AIM
Below are some entries. Copy each line that holds the string "page".

SUPPLIED INFORMATION

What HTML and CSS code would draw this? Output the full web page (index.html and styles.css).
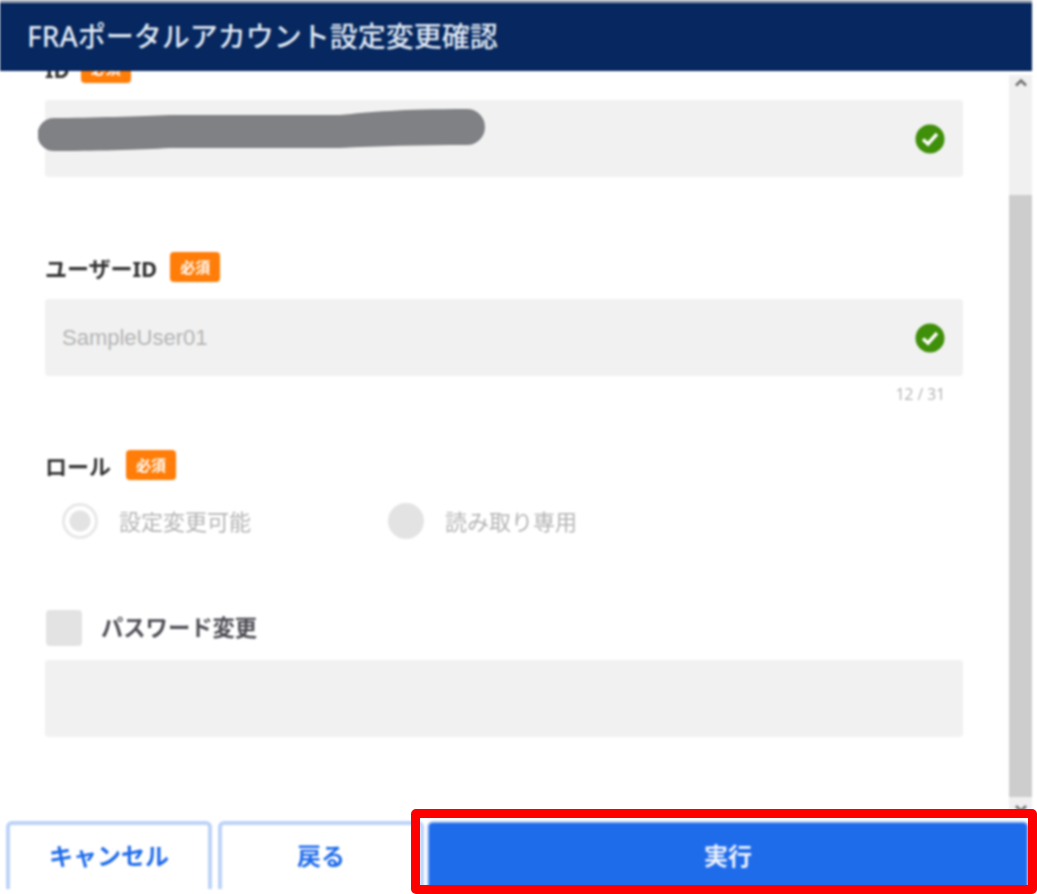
FILE: index.html
```html
<!DOCTYPE html>
<html lang="ja">

<head>
    <meta charset="UTF-8">
    <title>FRAポータルアカウント設定変更確認</title>
    <link rel="stylesheet" href="styles.css">
</head>

<body>
    <div class="dialog">
        <div class="strip"></div>
        <div class="title">FRAポータルアカウント設定変更確認</div>

        <div class="content">
            <div class="form">
                <div class="label-row first">
                    <span class="label">ID</span>
                    <span class="badge">必須</span>
                </div>
                <div class="field">
                    <svg class="redact" width="450" height="44" viewBox="38 108 450 44">
                        <path d="M54 118 C90 118 140 116 170 115 L340 115 C370 112 400 109 467 109 A18 18 0 0 1 467 145 C420 145 380 146 340 148 L170 148 C140 150 90 151 54 151 A16.5 16.5 0 0 1 54 118 Z" />
                    </svg>
                    <svg class="ok" width="30" height="30" viewBox="0 0 30 30">
                        <circle cx="15" cy="15" r="14.5" />
                        <path d="M8 15.5 L13 20 L22 10" />
                    </svg>
                </div>

                <div class="label-row second">
                    <span class="label">ユーザーID</span>
                    <span class="badge">必須</span>
                </div>
                <div class="field">
                    <span class="value">SampleUser01</span>
                    <svg class="ok" width="30" height="30" viewBox="0 0 30 30">
                        <circle cx="15" cy="15" r="14.5" />
                        <path d="M8 15.5 L13 20 L22 10" />
                    </svg>
                </div>
                <div class="counter">12 / 31</div>

                <div class="label-row third">
                    <span class="label">ロール</span>
                    <span class="badge">必須</span>
                </div>
                <div class="radios">
                    <div class="radio-item">
                        <span class="radio checked"></span>
                        <span class="radio-text">設定変更可能</span>
                    </div>
                    <div class="radio-item">
                        <span class="radio"></span>
                        <span class="radio-text">読み取り専用</span>
                    </div>
                </div>

                <div class="check-row">
                    <span class="checkbox"></span>
                    <span class="check-text">パスワード変更</span>
                </div>
                <div class="field pass"></div>
            </div>

            <div class="scrollbar">
                <svg class="arrow" width="14" height="9" viewBox="0 0 14 9">
                    <path d="M2 7.5 L7 2.5 L12 7.5" />
                </svg>
                <div class="thumb"></div>
                <svg class="arrow down" width="14" height="9" viewBox="0 0 14 9">
                    <path d="M2 2 L7 7 L12 2" />
                </svg>
            </div>
        </div>

        <div class="footer">
            <div class="btn cancel">キャンセル</div>
            <div class="btn back">戻る</div>
            <div class="btn run">実行</div>
        </div>
    </div>

    <div class="red-frame"></div>
</body>

</html>
```

FILE: styles.css
```css
html,
body {
    margin: 0;
    padding: 0;
    background: #fff;
}

body {
    width: 1037px;
    height: 894px;
    overflow: hidden;
    position: relative;
    font-family: "Noto Sans", "Noto Sans CJK JP", sans-serif;
}

.dialog {
    width: 1032px;
    filter: blur(.8px);
}

.strip {
    height: 3px;
    background: #98a2b0;
}

.title {
    height: 68px;
    padding-left: 27px;
    background: #06275f;
    color: #dfe7f3;
    font-size: 28px;
    font-weight: 500;
    line-height: 66px;
    white-space: nowrap;
}

.content {
    display: flex;
    height: 750px;
    overflow: hidden;
}

.form {
    width: 918px;
    padding-left: 45px;
}

.label-row {
    display: flex;
    align-items: center;
    gap: 14px;
    height: 30px;
}

.label-row.first {
    margin-top: -18px;
    gap: 11px;
}

.label-row.second {
    margin-top: 75px;
    gap: 13px;
}

.label-row.third {
    margin-top: 46px;
    gap: 15px;
}

.label {
    position: relative;
    top: 1px;
    color: #333;
    font-size: 22px;
    font-weight: 700;
    line-height: 30px;
}

.badge {
    width: 50px;
    height: 30px;
    border-radius: 4px;
    background: #ff7d08;
    color: #fff;
    font-size: 15px;
    font-weight: 700;
    line-height: 30px;
    text-align: center;
}

.field {
    display: flex;
    align-items: center;
    justify-content: space-between;
    position: relative;
    height: 77px;
    margin-top: 17px;
    padding: 0 18px 0 17px;
    border-radius: 4px;
    background: #f1f1f1;
}

.field.pass {
    margin-top: 14px;
}

.redact {
    position: absolute;
    left: -7px;
    top: 8px;
}

.redact path {
    fill: #808184;
}

.ok {
    margin-left: auto;
}

.ok circle {
    fill: #3f8f0a;
}

.ok path {
    fill: none;
    stroke: #fff;
    stroke-width: 3.4;
}

.value {
    color: #b4b4b4;
    font-family: "Liberation Sans", sans-serif;
    font-size: 22px;
}

.counter {
    height: 20px;
    margin-top: 8px;
    padding-right: 18px;
    color: #b4b4b4;
    font-size: 15.5px;
    line-height: 20px;
    text-align: right;
}

.radios {
    display: flex;
    height: 36px;
    margin-top: 23px;
    padding-left: 17px;
}

.radio-item {
    display: flex;
    align-items: center;
    gap: 21px;
    width: 326px;
    color: #b4b4b4;
    font-size: 22px;
}

.radio-text {
    margin-top: -3px;
}

.radio {
    width: 36px;
    height: 36px;
    border-radius: 50%;
    background: #e3e3e3;
    box-sizing: border-box;
}

.radio.checked {
    border: 3px solid #e8e8e8;
    background: radial-gradient(circle, #e3e3e3 0, #e3e3e3 10px, #fff 11px);
}

.check-row {
    display: flex;
    align-items: center;
    gap: 19px;
    height: 36px;
    margin: 71px 0 0 1px;
}

.checkbox {
    width: 36px;
    height: 36px;
    border-radius: 4px;
    background: #e3e3e3;
}

.check-text {
    margin-top: -3px;
    color: #4d4d55;
    font-size: 22.3px;
    font-weight: 700;
}

.scrollbar {
    display: flex;
    flex-direction: column;
    align-items: center;
    width: 23px;
    height: 735px;
    margin: 4px 0 0 46px;
    background: #f0f0f0;
}

.arrow {
    flex: none;
    height: 9px;
    margin-top: 3px;
}

.arrow path {
    fill: none;
    stroke: #6e6e6e;
    stroke-width: 2.5;
}

.arrow.down {
    margin-top: 7px;
}

.thumb {
    flex: none;
    width: 100%;
    height: 602px;
    margin-top: 108px;
    background: #cdcdcd;
}

.footer {
    display: flex;
    height: 68px;
    margin-left: 6px;
    overflow: hidden;
}

.btn {
    box-sizing: border-box;
    flex: none;
    height: 90px;
    border: 4px solid #bcd3f9;
    border-radius: 6px;
    padding-top: 13px;
    font-size: 24px;
    font-weight: 700;
    line-height: 36px;
    text-align: center;
    color: #1f6ceb;
    background: #fff;
}

.cancel {
    width: 206px;
}

.back {
    width: 206px;
    margin-left: 6px;
}

.run {
    width: 602px;
    margin-left: 3px;
    border-color: #a9c6f6;
    border-width: 2px;
    padding-top: 15px;
    background: #1f6ceb;
    color: #eef3fd;
}

.red-frame {
    position: absolute;
    left: 411px;
    top: 809px;
    width: 626px;
    height: 85px;
    box-sizing: border-box;
    border: 9px solid #ff0000;
    border-radius: 5px;
}
```
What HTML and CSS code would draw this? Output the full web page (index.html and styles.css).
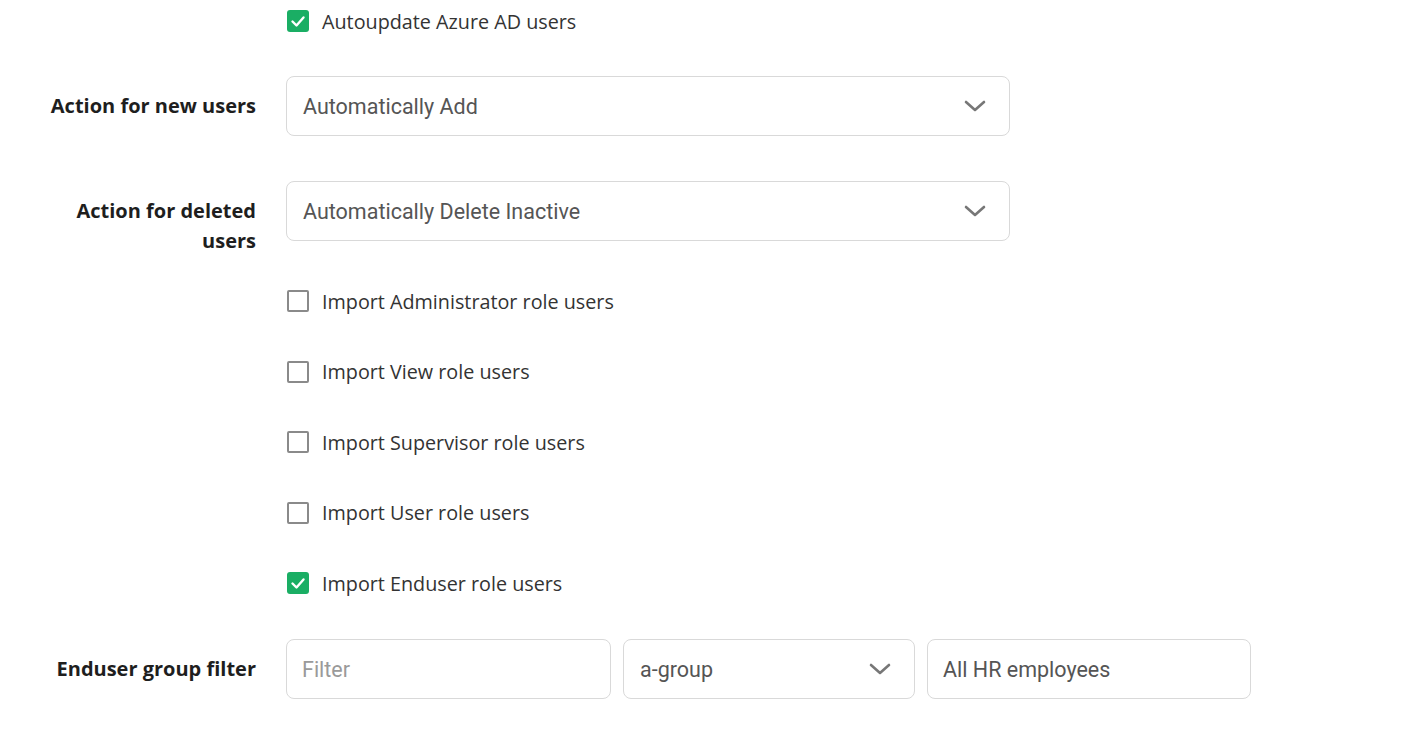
FILE: index.html
```html
<!DOCTYPE html>
<html>
<head>
<meta charset="utf-8">
<link rel="stylesheet" href="styles.css">
</head>
<body>
<div class="form">
  <div class="row row-check row-top">
    <div class="label"></div>
    <div class="check"><span class="box checked"><svg viewBox="0 0 22 22" width="22" height="22"><path d="M5.5 11.5 L9.5 15.5 L16.5 7.5" fill="none" stroke="#fff" stroke-width="2.4" stroke-linecap="round" stroke-linejoin="round"/></svg></span><span class="text">Autoupdate Azure AD users</span></div>
  </div>
  <div class="row row-select">
    <div class="label">Action for new users</div>
    <div class="select wide"><span class="value">Automatically Add</span><svg class="chev" viewBox="0 0 22 12" width="22" height="12"><path d="M2 2 L11 10 L20 2" fill="none" stroke="#777" stroke-width="2.6" stroke-linecap="round" stroke-linejoin="round"/></svg></div>
  </div>
  <div class="row row-select row-tall">
    <div class="label">Action for deleted users</div>
    <div class="select wide"><span class="value">Automatically Delete Inactive</span><svg class="chev" viewBox="0 0 22 12" width="22" height="12"><path d="M2 2 L11 10 L20 2" fill="none" stroke="#777" stroke-width="2.6" stroke-linecap="round" stroke-linejoin="round"/></svg></div>
  </div>
  <div class="row row-check">
    <div class="label"></div>
    <div class="check"><span class="box"></span><span class="text">Import Administrator role users</span></div>
  </div>
  <div class="row row-check">
    <div class="label"></div>
    <div class="check"><span class="box"></span><span class="text">Import View role users</span></div>
  </div>
  <div class="row row-check">
    <div class="label"></div>
    <div class="check"><span class="box"></span><span class="text">Import Supervisor role users</span></div>
  </div>
  <div class="row row-check">
    <div class="label"></div>
    <div class="check"><span class="box"></span><span class="text">Import User role users</span></div>
  </div>
  <div class="row row-check row-last-check">
    <div class="label"></div>
    <div class="check"><span class="box checked"><svg viewBox="0 0 22 22" width="22" height="22"><path d="M5.5 11.5 L9.5 15.5 L16.5 7.5" fill="none" stroke="#fff" stroke-width="2.4" stroke-linecap="round" stroke-linejoin="round"/></svg></span><span class="text">Import Enduser role users</span></div>
  </div>
  <div class="row row-select">
    <div class="label">Enduser group filter</div>
    <div class="group">
      <div class="input filter"><span class="placeholder">Filter</span></div>
      <div class="select group-select"><span class="value">a-group</span><svg class="chev" viewBox="0 0 22 12" width="22" height="12"><path d="M2 2 L11 10 L20 2" fill="none" stroke="#777" stroke-width="2.6" stroke-linecap="round" stroke-linejoin="round"/></svg></div>
      <div class="input name"><span class="value">All HR employees</span></div>
    </div>
  </div>
</div>
</body>
</html>
```

FILE: styles.css
```css
html, body {
  margin: 0;
  padding: 0;
  background: #fff;
}
body {
  font-family: "Open Sans", "Lato", sans-serif;
  color: #222;
}
.form {
  padding: 6px 0 0 8px;
  display: flex;
  flex-direction: column;
}
.row {
  display: grid;
  grid-template-columns: 248px auto;
  column-gap: 30px;
  align-items: start;
}
.label {
  text-align: right;
  font-weight: 700;
  font-size: 20px;
  line-height: 30px;
  color: #1e1e1e;
}
.row-select .label {
  padding-top: 15px;
}
.row-tall .label {
  padding-left: 40px;
}
.row-check {
  height: 30px;
  margin-bottom: 40.5px;
}
.row-top {
  margin-bottom: 40px;
}
.row-last-check {
  margin-bottom: 41px;
}
.row-select {
  margin-bottom: 45px;
}
.row-tall {
  margin-bottom: 30px;
}
.check {
  display: flex;
  align-items: center;
  height: 30px;
  padding-left: 1px;
}
.box {
  width: 22px;
  height: 22px;
  box-sizing: border-box;
  border: 2px solid #8a8a8a;
  border-radius: 2px;
  display: inline-flex;
  flex: none;
}
.box.checked {
  border: none;
  background: #1aae64;
  border-radius: 3px;
}
.box svg {
  display: block;
}
.check .text {
  margin-left: 13px;
  font-size: 19.75px;
  color: #333;
}
.select, .input {
  box-sizing: border-box;
  height: 60px;
  border: 1px solid #d9d9d9;
  border-radius: 8px;
  display: flex;
  align-items: center;
  padding: 0 23px 0 16px;
  font-family: "Roboto", "Liberation Sans", sans-serif;
  font-size: 21.5px;
  color: #555;
  background: #fff;
}
.select .value {
  flex: 1;
}
.wide {
  width: 724px;
}
.chev {
  display: block;
  flex: none;
}
.group {
  display: flex;
  gap: 12px;
}
.filter {
  width: 325px;
  padding-left: 15px;
}
.group-select {
  width: 292px;
}
.name {
  width: 324px;
  padding-left: 15px;
}
.placeholder {
  color: #9a9a9a;
}
```
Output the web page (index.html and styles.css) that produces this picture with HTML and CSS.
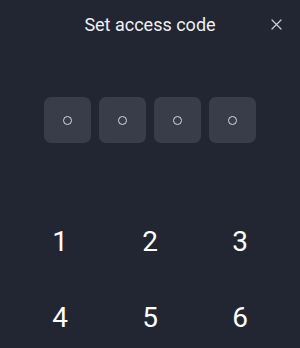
FILE: index.html
```html
<!DOCTYPE html>
<html lang="en">
<head>
    <meta charset="UTF-8">
    <meta name="viewport" content="width=device-width, initial-scale=1.0">
    <title>Set access code</title>
    <link rel="stylesheet" href="styles.css">
</head>
<body>
    <div class="screen">
        <div class="header">
            <span></span>
            <h1>Set access code</h1>
            <button class="close" aria-label="Close">
                <svg width="11" height="11" viewBox="0 0 11 11">
                    <path d="M1 1 L10 10 M10 1 L1 10" stroke="#c9ccd4" stroke-width="1.3" stroke-linecap="round"/>
                </svg>
            </button>
        </div>

        <!-- code slots -->
        <div class="code">
            <div class="slot"><span class="dot"></span></div>
            <div class="slot"><span class="dot"></span></div>
            <div class="slot"><span class="dot"></span></div>
            <div class="slot"><span class="dot"></span></div>
        </div>

        <div class="keypad">
            <button class="key">1</button>
            <button class="key">2</button>
            <button class="key">3</button>
            <button class="key">4</button>
            <button class="key">5</button>
            <button class="key">6</button>
        </div>
    </div>
</body>
</html>
```

FILE: styles.css
```css
body {
    margin: 0;
    padding: 0;
    background-color: #222632;
    font-family: Roboto, "Noto Sans", sans-serif;
    color: #ffffff;
    overflow: hidden;
}

.screen {
    width: 300px;
    height: 348px;
}

.header {
    display: grid;
    grid-template-columns: 1fr auto 1fr;
    align-items: center;
    padding: 12px 14px 0 14px;
    height: 24px;
}

.header h1 {
    margin: 0;
    font-size: 18px;
    font-weight: 400;
    color: #eef0f4;
}

.close {
    justify-self: end;
    background: none;
    border: none;
    padding: 0 4px 0 0;
    display: flex;
    cursor: pointer;
}

.code {
    display: flex;
    justify-content: center;
    gap: 8px;
    margin-top: 61px;
}

.slot {
    width: 47px;
    height: 46px;
    border-radius: 7px;
    background: #393d49;
    display: flex;
    justify-content: center;
    align-items: center;
}

.dot {
    width: 7px;
    height: 7px;
    border: 1.4px solid #d8dae0;
    border-radius: 50%;
}

.keypad {
    display: grid;
    grid-template-columns: repeat(3, 90px);
    grid-auto-rows: 76px;
    padding: 60px 15px 0 15px;
}

.key {
    background: none;
    border: none;
    color: #ffffff;
    font-family: Roboto, "Noto Sans", sans-serif;
    font-size: 28px;
    font-weight: 400;
    display: flex;
    justify-content: center;
    align-items: center;
    cursor: pointer;
}
```
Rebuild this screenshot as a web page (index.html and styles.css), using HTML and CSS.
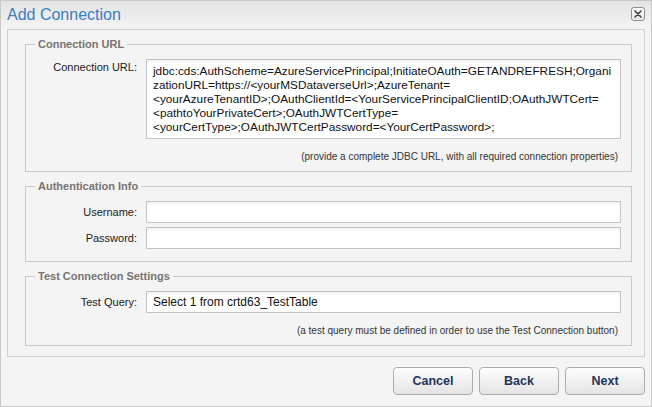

EXERCISE SOLUTION
What HTML and CSS code would draw this? Output the full web page (index.html and styles.css).
What HTML and CSS code would draw this? Output the full web page (index.html and styles.css).
Output the web page (index.html and styles.css) that produces this picture with HTML and CSS.
Rebuild this screenshot as a web page (index.html and styles.css), using HTML and CSS.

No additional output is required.